While KMC is yet to contemplate a blanket ban on constructions unless the city’s air quality worsens drastically, it has signalled tough steps against errant builders who do not take any measure to check pollution at construction and demolition sites in the city. Construction dust contributes to 12% of pollutants in Kolkata’s air.
KMC had in 2019 engaged experts from IIT-Kharagpur and IIEST to suggest ways of minimizing air pollution caused by constructions, especially in winter. Going by their recommendations, the municipal commissioner had issued a circular, making certain portions of KMC buildings rules mandatory for developers and promoters. Buildings department officials in the borough were assigned to look after constructions in their jurisdictions, and were told to especially keep an eye on dumping of construction materials on roads without proper cover.
According to the circular, all construction and demolition sites are required to be covered by geotextile fabric that will act as dust barrier and prevent minute particles from spreading into the air. While the minute suspended particulate matters disperse in summer with the rising hot air and gets washed down in monsoon, it hangs low in winter, making the air we breathe in toxic. The sites are also required to be watered to ensure the soil does not turn dry and dusty. Water needs to be added in good quantity when excavation or any other earthmoving activity takes place to keep the soil moist throughtout.
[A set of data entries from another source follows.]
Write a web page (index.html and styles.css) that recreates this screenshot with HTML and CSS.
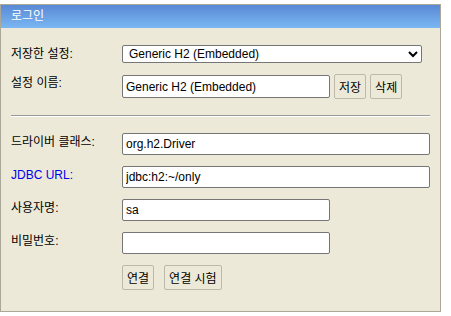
FILE: index.html
```html
<!DOCTYPE html>
<html lang="ko">
<head>
  <meta charset="UTF-8">
  <title>로그인</title>
  <link rel="stylesheet" href="styles.css">
</head>
<body>

<div class="login">
  <div class="login-title">로그인</div>

  <div class="login-body">
    <!-- 저장된 설정 -->
    <div class="row first">
      <label class="lbl">저장한 설정:</label>
      <select class="setting">
        <option>Generic H2 (Embedded)</option>
      </select>
    </div>
    <div class="row">
      <label class="lbl">설정 이름:</label>
      <div class="inline">
        <input type="text" class="short" value="Generic H2 (Embedded)">
        <button class="btn">저장</button>
        <button class="btn">삭제</button>
      </div>
    </div>

    <hr>

    <!-- 접속 정보 -->
    <div class="row">
      <label class="lbl">드라이버 클래스:</label>
      <input type="text" class="long" value="org.h2.Driver">
    </div>
    <div class="row">
      <label class="lbl link">JDBC URL:</label>
      <input type="text" class="long" value="jdbc:h2:~/only">
    </div>
    <div class="row">
      <label class="lbl">사용자명:</label>
      <input type="text" class="short" value="sa">
    </div>
    <div class="row">
      <label class="lbl">비밀번호:</label>
      <input type="password" class="short" value="">
    </div>
    <div class="row">
      <span class="lbl"></span>
      <div class="actions">
        <button class="btn">연결</button>
        <button class="btn">연결 시험</button>
      </div>
    </div>
  </div>
</div>

</body>
</html>
```

FILE: styles.css
```css
body { margin: 0; background: #fff; font-family: "Liberation Sans", "Noto Sans CJK KR", sans-serif; font-size: 12px; color: #000; }
.login { margin-top: 4px; width: 439px; border: 1px solid #aca899; background: #ece9d8; }
.login-title { height: 23px; line-height: 23px; padding-left: 10px; color: #fff; background: linear-gradient(#5a89d5, #7ab7f3); }
.login-body { padding: 17px 10px 21px 10px; }
.row { display: flex; align-items: flex-start; margin-top: 11px; }
.row.first { margin-top: 0; }
.lbl { width: 111px; flex: none; line-height: 16px; padding-top: 1px; }
.link { color: #0000ee; }
input, select, button { font-family: "Liberation Sans", "Noto Sans CJK KR", sans-serif; font-size: 12px; color: #000; box-sizing: border-box; margin: 0; }
input { height: 22px; padding: 1px 3px; border: 1px solid #767676; border-radius: 2px; background: #fff; }
.long { width: 308px; }
.short { width: 208px; }
.setting { width: 300px; height: 18px; padding: 0 2px; border: 1px solid #767676; border-radius: 2px; background: #fff; }
.inline { display: flex; align-items: center; gap: 4px; }
.inline input { height: 23px; }
.btn { height: 25px; padding: 0 4px; border: 1px solid #bcb9ac; border-radius: 2px; background: #ece9d8; }
.actions { display: flex; gap: 10px; }
hr { margin: 16px 0; border: 0; border-top: 1px solid #999; border-bottom: 1px solid #fff; height: 0; }
```
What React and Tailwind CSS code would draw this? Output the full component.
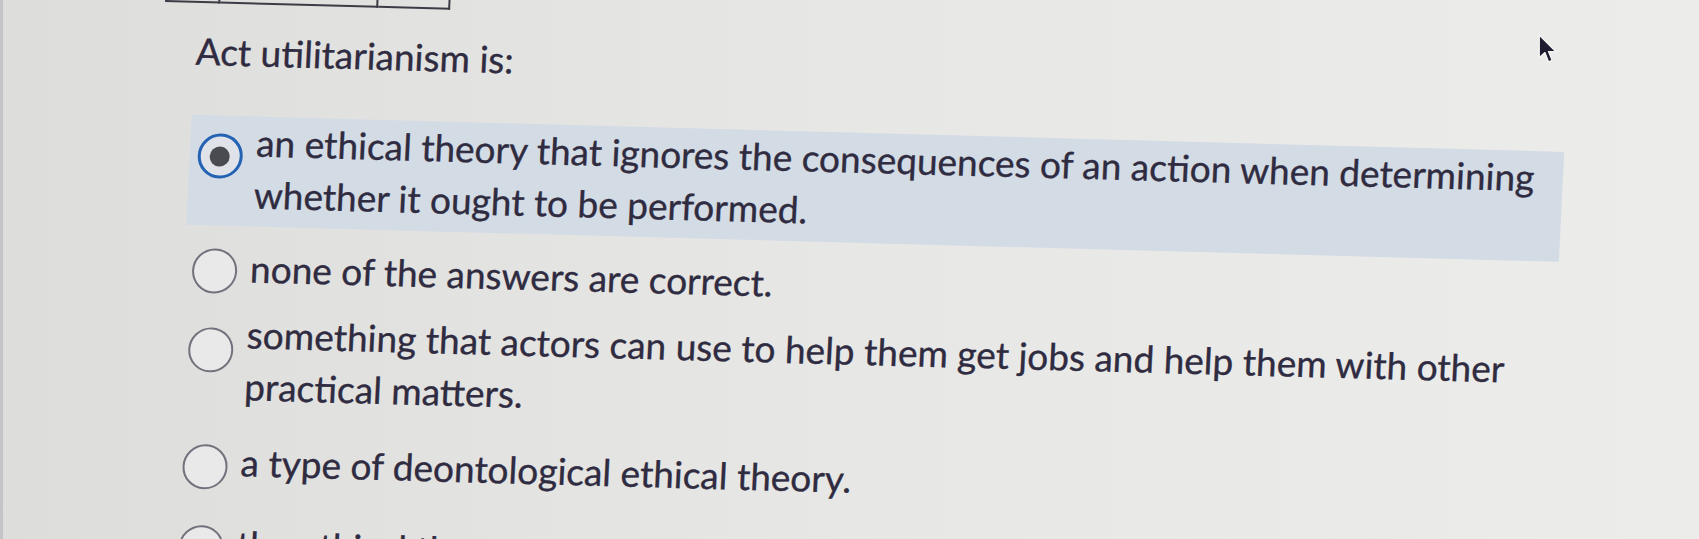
import clsx from 'clsx';

function Radio({ selected, className }) {
  if (selected) {
    return (
      <span
        className={clsx(
          'flex size-[45px] shrink-0 items-center justify-center rounded-full border-[3px] border-[#2462b4] bg-[#dfe3e9]',
          className
        )}
      >
        <span className="size-[20px] rounded-full bg-[#4a4b51]" />
      </span>
    );
  }
  return (
    <span
      className={clsx(
        'block size-[45px] shrink-0 rounded-full border-2 border-[#73717c] bg-[#e9e9e9]',
        className
      )}
    />
  );
}

function Option({ children, selected, className, radioClass }) {
  return (
    <div
      className={clsx(
        'flex items-start pl-[7.5px] pr-4',
        selected && 'bg-[#d3dbe5]',
        className
      )}
    >
      <Radio selected={selected} className={radioClass} />
      <p className="ml-[13.5px] text-[37px] leading-[52px]">{children}</p>
    </div>
  );
}

export default function App() {
  return (
    <div className="relative h-[539px] w-[1699px] overflow-hidden bg-linear-to-r from-[#dddddc] via-[#e7e7e6] to-[#ececeb] font-['Lato','Liberation_Sans',sans-serif] text-[#2f2b40] shadow-[inset_3px_0_0_#c4c4c6] [-webkit-text-stroke:0.35px_#2f2b40]">
      <div className="flex origin-[200px_150px] flex-col [transform:rotate(1.55deg)_skewX(-1.25deg)]">
        {/* bottom edge of the table above */}
        <div className="-mt-[37px] ml-[158px] flex h-[40px]">
          <div className="w-[55px] border-b-2 border-l-2 border-r-2 border-[#3d3b45]" />
          <div className="w-[158px] border-b-2 border-r-2 border-[#3d3b45]" />
          <div className="w-[72px] border-b-2 border-r-2 border-[#3d3b45]" />
        </div>

        <h1 className="ml-[191px] mt-[22px] text-[37px] font-normal leading-[52px]">
          Act utilitarianism is:
        </h1>

        <div className="ml-[190px] mt-[38px] flex w-[1373px] flex-col">
          <Option selected className="pb-[6px]" radioClass="mt-[18px]">
            an ethical theory that ignores the consequences of an action when determining whether it
            ought to be performed.
          </Option>
          <Option className="mt-[16px]" radioClass="mt-[7px]">
            none of the answers are correct.
          </Option>
          <Option className="mt-[14px]" radioClass="mt-[20px]">
            something that actors can use to help them get jobs and help them with other practical
            matters.
          </Option>
          <Option className="mt-[24px]" radioClass="mt-[9px]">
            a type of deontological ethical theory.
          </Option>
          <Option className="mt-[28px]" radioClass="mt-[8px]">
            the ethical theory that holds that the right action is the one that produces the
            greatest good.
          </Option>
        </div>
      </div>

      {/* mouse pointer */}
      <svg
        className="absolute left-[1537px] top-[34px]"
        width="21"
        height="31"
        viewBox="0 0 20 30"
      >
        <path
          d="M2 1 L2 23 L7.5 18 L11 27 L14.5 25.5 L11 17 L18 17 Z"
          fill="#1e1c30"
          stroke="#f4f4f4"
          strokeWidth="1.3"
          strokeLinejoin="round"
        />
      </svg>
    </div>
  );
}
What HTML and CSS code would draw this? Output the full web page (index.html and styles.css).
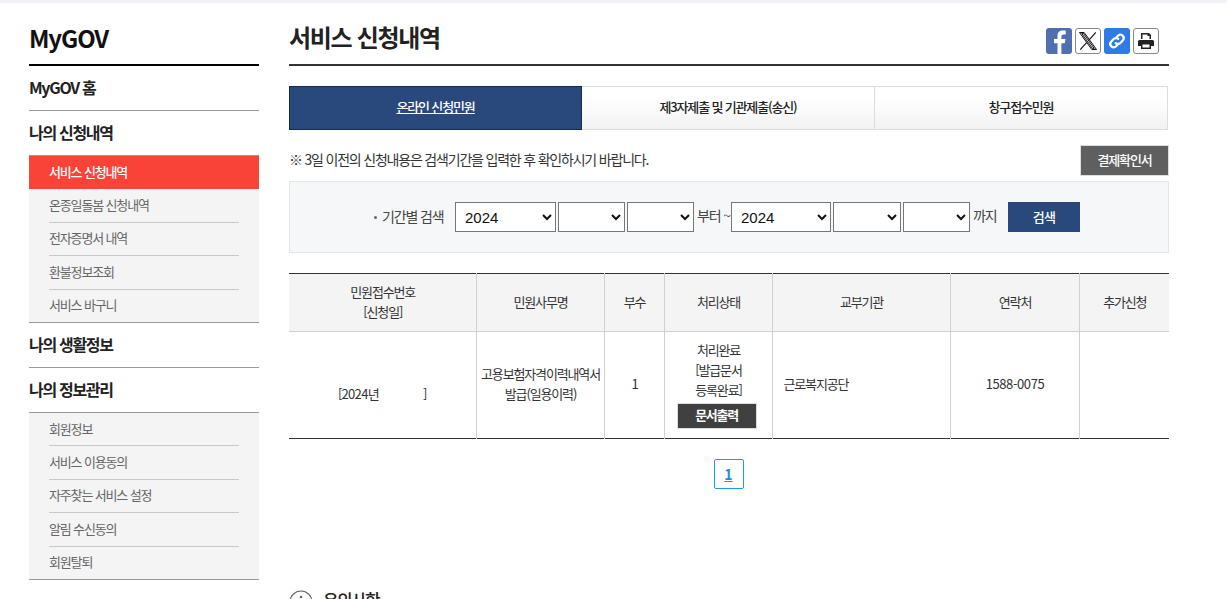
FILE: index.html
```html
<!DOCTYPE html>
<html lang="ko">
<head>
<meta charset="utf-8">
<title>서비스 신청내역 | MyGOV</title>
<link rel="stylesheet" href="styles.css">
</head>
<body>
<div class="page">
  <aside class="side">
    <h1 class="side-title">MyGOV</h1>
    <nav>
      <a class="menu" href="#">MyGOV 홈</a>
      <a class="menu" href="#">나의 신청내역</a>
      <ul class="sub">
        <li class="on"><a href="#">서비스 신청내역</a></li>
        <li><a href="#">온종일돌봄 신청내역</a></li>
        <li><a href="#">전자증명서 내역</a></li>
        <li><a href="#">환불정보조회</a></li>
        <li><a href="#">서비스 바구니</a></li>
      </ul>
      <a class="menu" href="#">나의 생활정보</a>
      <a class="menu" href="#">나의 정보관리</a>
      <ul class="sub">
        <li><a href="#">회원정보</a></li>
        <li><a href="#">서비스 이용동의</a></li>
        <li><a href="#">자주찾는 서비스 설정</a></li>
        <li><a href="#">알림 수신동의</a></li>
        <li><a href="#">회원탈퇴</a></li>
      </ul>
    </nav>
  </aside>
  <main class="main">
    <header class="head">
      <h2 class="head-title">서비스 신청내역</h2>
      <div class="share">
        <a class="ico fb" href="#" aria-label="페이스북"><svg viewBox="0 0 26 26" width="26" height="26"><path fill="#fff" d="M15.400 26V15.200h3.500l.6-4.200h-4.100V8.500c0-1.300.5-2.100 2.200-2.100h2.100V2.600c-.5-.1-1.700-.2-3-.2-3 0-5.200 1.800-5.200 5.300V11H8v4.200h3.500V26z"/></svg></a>
        <a class="ico line" href="#" aria-label="X"><svg viewBox="0 0 24 24" width="24" height="24"><path fill="none" stroke="#111" stroke-width="1" d="M3.500 3.500h4.700l12.300 17h-4.700zM5.800 4.600h1.800l10.600 14.800h-1.800z"/><path fill="none" stroke="#111" stroke-width="1.100" d="M19.800 3.300l-6.900 7.800M10.800 13.300l-6.600 7.400"/></svg></a>
        <a class="ico link" href="#" aria-label="링크 복사"><svg viewBox="0 0 26 26" width="26" height="26"><g fill="none" stroke="#fff" stroke-width="2.200" stroke-linecap="round"><path d="M11.700 10.300l2.200-2.500a3.300 3.300 0 0 1 4.700-.200 3.300 3.300 0 0 1 .3 4.600l-2.500 2.700a3.300 3.300 0 0 1-4.700.2"/><path d="M14.300 15.700l-2.200 2.500a3.300 3.300 0 0 1-4.700.2 3.300 3.300 0 0 1-.3-4.600l2.500-2.700a3.300 3.300 0 0 1 4.700-.2"/></g></svg></a>
        <a class="ico line" href="#" aria-label="인쇄"><svg viewBox="0 0 24 24" width="24" height="24"><path fill="#222" d="M7 4h8l2 2v4h-1.500V7h-2V5.500h-5V10H7zM5.500 11h13a1.500 1.500 0 0 1 1.500 1.500V17h-3v3H7v-3H4v-4.500A1.500 1.500 0 0 1 5.500 11zM8.500 15.500v3h7v-3z"/></svg></a>
      </div>
    </header>

    <div class="tabs">
      <a class="tab active" href="#">온라인 신청민원</a>
      <a class="tab" href="#">제3자제출 및 기관제출(송신)</a>
      <a class="tab" href="#">창구접수민원</a>
    </div>

    <div class="note-row">
      <p class="note">※ 3일 이전의 신청내용은 검색기간을 입력한 후 확인하시기 바랍니다.</p>
      <a class="pay" href="#">결제확인서</a>
    </div>

    <form class="search">
      <span class="search-label">기간별 검색</span>
      <select class="s-year"><option>2024</option></select>
      <select class="s-md"><option></option></select>
      <select class="s-md"><option></option></select>
      <span class="word from">부터 ~</span>
      <select class="s-year2"><option>2024</option></select>
      <select class="s-md2"><option></option></select>
      <select class="s-md"><option></option></select>
      <span class="word to">까지</span>
      <button class="go" type="button">검색</button>
    </form>

    <table class="list">
      <colgroup>
        <col class="c1"><col class="c2"><col class="c3"><col class="c4"><col class="c5"><col class="c6"><col class="c7">
      </colgroup>
      <thead>
        <tr>
          <th>민원접수번호<br>[신청일]</th>
          <th>민원사무명</th>
          <th>부수</th>
          <th>처리상태</th>
          <th>교부기관</th>
          <th>연락처</th>
          <th>추가신청</th>
        </tr>
      </thead>
      <tbody>
        <tr>
          <td class="date">[2024년<span class="gap"></span>]</td>
          <td>고용보험자격이력내역서<br>발급(일용이력)</td>
          <td>1</td>
          <td class="state">처리완료<br>[발급문서<br>등록완료]<a class="doc" href="#">문서출력</a></td>
          <td class="left">근로복지공단</td>
          <td class="tel">1588-0075</td>
          <td></td>
        </tr>
      </tbody>
    </table>

    <div class="paging"><a href="#">1</a></div>

    <section class="caution">
      <svg class="caution-ico" viewBox="0 0 24 24" width="24" height="24"><circle cx="12" cy="12" r="11" fill="none" stroke="#666" stroke-width="1.200"/><circle cx="12" cy="7" r="1.300" fill="#666"/><rect x="11" y="10" width="2" height="8" fill="#666"/></svg>
      <h3>유의사항</h3>
    </section>
  </main>
</div>
</body>
</html>
```

FILE: styles.css
```css
* { box-sizing: border-box; }
html, body { margin: 0; padding: 0; height: 599px; overflow: hidden; background: #fff; }
body {
  border-top: 3px solid #f1f1f6;
  font-family: "Noto Sans CJK KR", "Noto Sans", sans-serif;
  color: #333;
  font-size: 13px;
  letter-spacing: -1.15px;
}
a { color: inherit; text-decoration: none; }
ul { list-style: none; margin: 0; padding: 0; }
h1, h2, h3, p { margin: 0; }

.page { display: flex; gap: 30px; padding-left: 29px; }

/* sidebar */
.side { width: 230px; flex: none; }
.side-title {
  height: 63px;
  padding-top: 17px;
  border-bottom: 2px solid #000;
  font-size: 24px;
  line-height: 36px;
  font-weight: 700;
  color: #111;
  letter-spacing: -1.1px;
}
.menu {
  display: flex;
  align-items: center;
  height: 45px;
  padding-bottom: 2px;
  border-bottom: 1px solid #999;
  font-size: 16px;
  font-weight: 700;
  color: #222;
  letter-spacing: -1.3px;
}
.sub {
  background: #f4f4f4;
  padding: 0 20px;
  border-bottom: 1px solid #999;
}
.sub li {
  height: 33.4px;
  padding-bottom: 2px;
  display: flex;
  align-items: center;
  border-bottom: 1px solid #c8c8c8;
  font-size: 13px;
  color: #666;
}
.sub li:last-child { height: 32.4px; border-bottom: 0; }
.sub li.on {
  margin: 0 -20px;
  padding: 0 20px 2px;
  background: #f94339;
  color: #fff;
  font-weight: 500;
  border-bottom: 0;
}

/* main */
.main { width: 880px; flex: none; }
.head {
  height: 63px;
  border-bottom: 2px solid #333;
  display: flex;
  align-items: flex-start;
  justify-content: space-between;
  padding: 15px 10px 0 0;
}
.head-title { font-size: 24px; line-height: 38px; font-weight: 700; color: #222; letter-spacing: -1.3px; }
.share { display: flex; gap: 3px; margin-top: 10px; }
.ico {
  width: 26px;
  height: 26px;
  border-radius: 3px;
  display: flex;
  align-items: center;
  justify-content: center;
  overflow: hidden;
}
.fb { background: #4f6fb0; }
.link { background: #2f7ae5; }
.line { background: #fff; border: 1px solid #888; }

.tabs { display: flex; margin-top: 20px; width: 879px; }
.tab {
  flex: 0 0 293px;
  height: 44px;
  padding-bottom: 3px;
  display: flex;
  align-items: center;
  justify-content: center;
  border: 1px solid #ddd;
  border-left: 0;
  background: linear-gradient(#fff 30%, #f1f2f1);
  font-size: 13px;
  font-weight: 500;
  color: #222;
}
.tab.active {
  background: #29497c;
  border: 1px solid #122c52;
  color: #fff;
  text-decoration: underline;
}
.note-row {
  display: flex;
  align-items: center;
  justify-content: space-between;
  margin-top: 15px;
  height: 31px;
}
.note { font-size: 14px; color: #333; letter-spacing: -1.2px; padding-bottom: 4px; }
.pay {
  width: 89px;
  height: 31px;
  padding-bottom: 3px;
  display: flex;
  align-items: center;
  justify-content: center;
  background: #5f5f5f;
  border: 1px solid #ddd;
  color: #fff;
  font-weight: 500;
}
.search {
  display: flex;
  align-items: center;
  margin-top: 5px;
  height: 72px;
  padding-left: 83px;
  background: #f6f7f9;
  border: 1px solid #e6e6e8;
}
.search-label { position: relative; width: 82px; padding: 0 0 2px 9px; font-size: 14px; color: #444; }
.search-label::before {
  content: "";
  position: absolute;
  left: 1px;
  top: 50%;
  width: 3px;
  height: 3px;
  margin-top: -1px;
  border-radius: 50%;
  background: #666;
}
select {
  height: 30px;
  margin-right: 2px;
  background: #fff;
  border: 1px solid #777;
  font-family: "Liberation Sans", sans-serif;
  font-size: 15px;
  letter-spacing: 0;
  color: #111;
  padding-left: 5px;
  border-radius: 0;
}
.s-year { width: 101px; }
.s-year2 { width: 100px; }
.s-md { width: 67px; }
.s-md2 { width: 68px; }
.word { font-size: 14px; color: #444; padding: 0 0 4px 1px; flex: none; }
.from { width: 35px; }
.to { width: 36px; }
.go {
  width: 72px;
  height: 30px;
  padding: 0 0 2px;
  background: #29497c;
  border: 0;
  color: #fff;
  font: 500 13px "Noto Sans CJK KR", sans-serif;
  letter-spacing: -0.8px;
}

.list {
  width: 880px;
  margin-top: 20px;
  table-layout: fixed;
  border-collapse: collapse;
  border-top: 1px solid #333;
  border-bottom: 1px solid #333;
}
.c1 { width: 187px; }
.c2 { width: 128px; }
.c3 { width: 60px; }
.c4 { width: 108px; }
.c5 { width: 178px; }
.c6 { width: 129px; }
.c7 { width: 90px; }
.list th, .list td {
  border-left: 1px solid #d0d0d0;
  text-align: center;
  padding: 0 0 2px 1px;
  font-size: 13px;
  line-height: 20px;
  color: #333;
}
.list th:first-child, .list td:first-child { border-left: 0; }
.list th {
  height: 58px;
  background: #f4f4f4;
  border-bottom: 1px solid #d0d0d0;
  font-weight: 400;
}
.list td { height: 107px; }
.list td.date { padding: 18px 0 0 0; letter-spacing: -0.7px; }
.gap { display: inline-block; width: 44px; }
.list td.left { text-align: left; padding-left: 11px; }
.list td.state { padding: 0 0 2px 1px; }
.list td.tel { letter-spacing: -0.4px; }
.doc {
  display: flex;
  align-items: center;
  justify-content: center;
  width: 80px;
  height: 26px;
  margin: 3px 0 0 11px;
  padding-bottom: 2px;
  background: #404040;
  border: 1px solid #ddd;
  color: #fff;
  font-weight: 700;
  line-height: 1;
  letter-spacing: -1.3px;
}
.paging { display: flex; justify-content: center; margin-top: 20px; padding-right: 1px; }
.paging a {
  width: 30px;
  height: 30px;
  display: flex;
  align-items: center;
  justify-content: center;
  border: 1px solid #1a9cee;
  border-radius: 2px;
  color: #1a8fe3;
  font-size: 14px;
  font-weight: 700;
  letter-spacing: 0;
  text-decoration: underline;
}
.caution { display: flex; align-items: flex-start; gap: 10px; margin-top: 101px; }
.caution h3 { font-size: 17px; line-height: 22px; font-weight: 500; color: #222; margin-top: -1px; letter-spacing: -1.6px; }
```
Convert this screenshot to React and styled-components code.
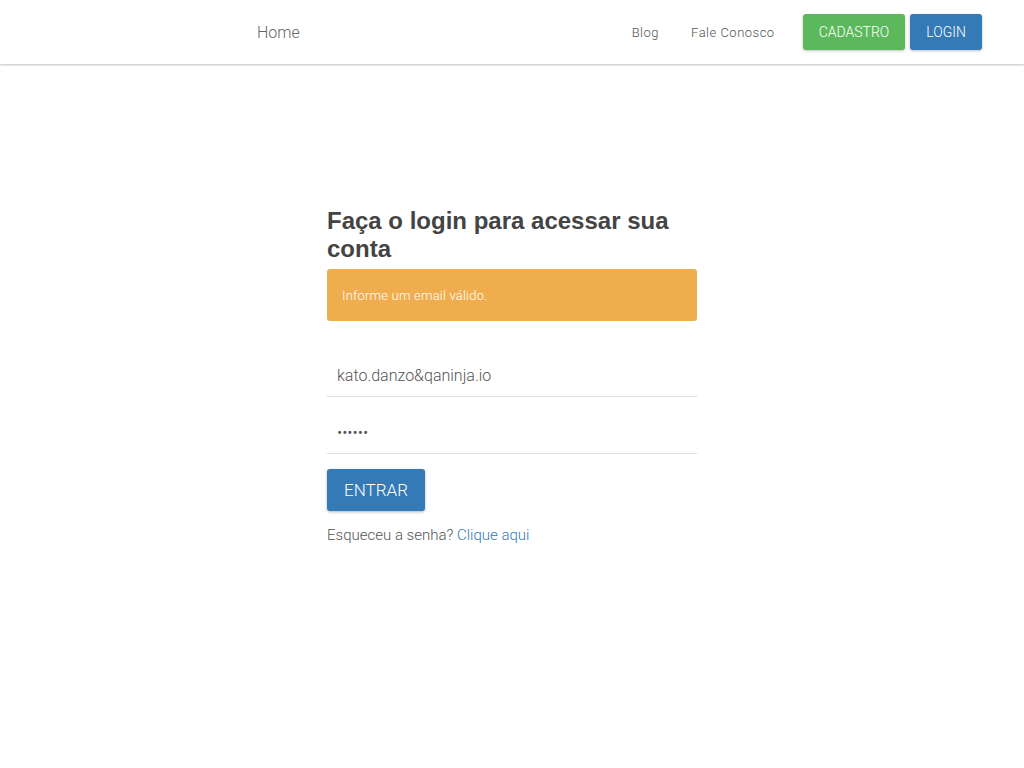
import React from 'react';
import styled, { createGlobalStyle } from 'styled-components';

const Global = createGlobalStyle`
  body {
    margin: 0;
    background: #fff;
    font-family: Roboto, "Liberation Sans", Arial, sans-serif;
    font-weight: 300;
    color: #666;
  }
`;

const Navbar = styled.nav`
  height: 64px;
  background: #fff;
  box-shadow: 0 1px 2px rgba(0, 0, 0, 0.25);
  display: flex;
  align-items: center;
  padding: 0 42px 0 257px;
`;

const Brand = styled.a`
  font-size: 16px;
  color: #666;
  text-decoration: none;
  margin-right: auto;
`;

const NavLink = styled.a`
  font-size: 13px;
  letter-spacing: 0.5px;
  color: #555;
  text-decoration: none;
  font-weight: 300;
  margin-right: ${(p) => p.gap || 0}px;
`;

const NavButton = styled.button`
  height: 36px;
  padding: 0 ${(p) => p.pad || 16}px;
  border: none;
  border-radius: 3px;
  background: ${(p) => p.bg};
  color: #fff;
  font-family: inherit;
  font-weight: 300;
  font-size: 14px;
  box-shadow: 0 1px 3px rgba(0, 0, 0, 0.25);
  margin-left: ${(p) => p.ml || 0}px;
`;

const Main = styled.main`
  display: flex;
  justify-content: center;
  padding-top: 143px;
`;

const Form = styled.div`
  width: 370px;
  display: flex;
  flex-direction: column;
`;

const Title = styled.h3`
  margin: 0 0 6px;
  font-family: "Liberation Sans", Arial, sans-serif;
  font-weight: 700;
  font-size: 24px;
  line-height: 28px;
  color: #444;
`;

const Alert = styled.div`
  background: #f0ad4e;
  border-radius: 3px;
  height: 52px;
  display: flex;
  align-items: center;
  padding: 0 15px;
  color: #fff;
  font-size: 13px;
  font-weight: 300;
  letter-spacing: 0.2px;
  margin-bottom: 33px;
`;

const Field = styled.input`
  border: none;
  border-bottom: 1px solid #ddd;
  height: 42px;
  padding: 0 10px;
  font-family: inherit;
  font-weight: 300;
  font-size: 16px;
  color: #555;
  margin-bottom: 14px;
  outline: none;
`;

const Submit = styled.button`
  align-self: flex-start;
  width: 98px;
  height: 42px;
  border: none;
  border-radius: 3px;
  background: #337ab7;
  color: #fff;
  font-family: inherit;
  font-weight: 300;
  font-size: 17px;
  box-shadow: 0 1px 3px rgba(0, 0, 0, 0.3);
  margin-top: 1px;
`;

const Forgot = styled.p`
  margin: 15px 0 0;
  font-size: 15px;
  color: #555;
  a {
    color: #337ab7;
    text-decoration: none;
  }
`;

export default function App() {
  return (
    <>
      <Global />
      <Navbar>
        <Brand href="#">Home</Brand>
        <NavLink href="#" gap={32}>Blog</NavLink>
        <NavLink href="#" gap={28}>Fale Conosco</NavLink>
        <NavButton bg="#5cb85c">CADASTRO</NavButton>
        <NavButton bg="#337ab7" ml={5}>LOGIN</NavButton>
      </Navbar>
      <Main>
        <Form>
          <Title>Faça o login para acessar sua conta</Title>
          <Alert>Informe um email válido.</Alert>
          <Field type="text" defaultValue="kato.danzo&qaninja.io" />
          <Field type="password" defaultValue="123456" />
          <Submit>ENTRAR</Submit>
          <Forgot>
            Esqueceu a senha? <a href="#">Clique aqui</a>
          </Forgot>
        </Form>
      </Main>
    </>
  );
}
The KMC also wants builders to follow environmental management practices while disposing of construction debris. “Debris disposal is often not given due importance. It is a major source of pollution and proper methods need to be followed,” the official said.
Though unrelated to air pollution, the SOP also urges builders to ensure sound pollution is not created. “During construction, including cutting of marbles, ambient noise level should not exceed more than 65 decibel,” a civic building department official said.
Confederation of Real Estate Developers Association of India’s Bengal chapter president Sushil Mohta said the on-site environment management guidelines had been shared with member companies and most of them adhered to them. “There is greater awareness on pollution among people. We need to manage dust also for the well-being of the workforce at the site,” he said.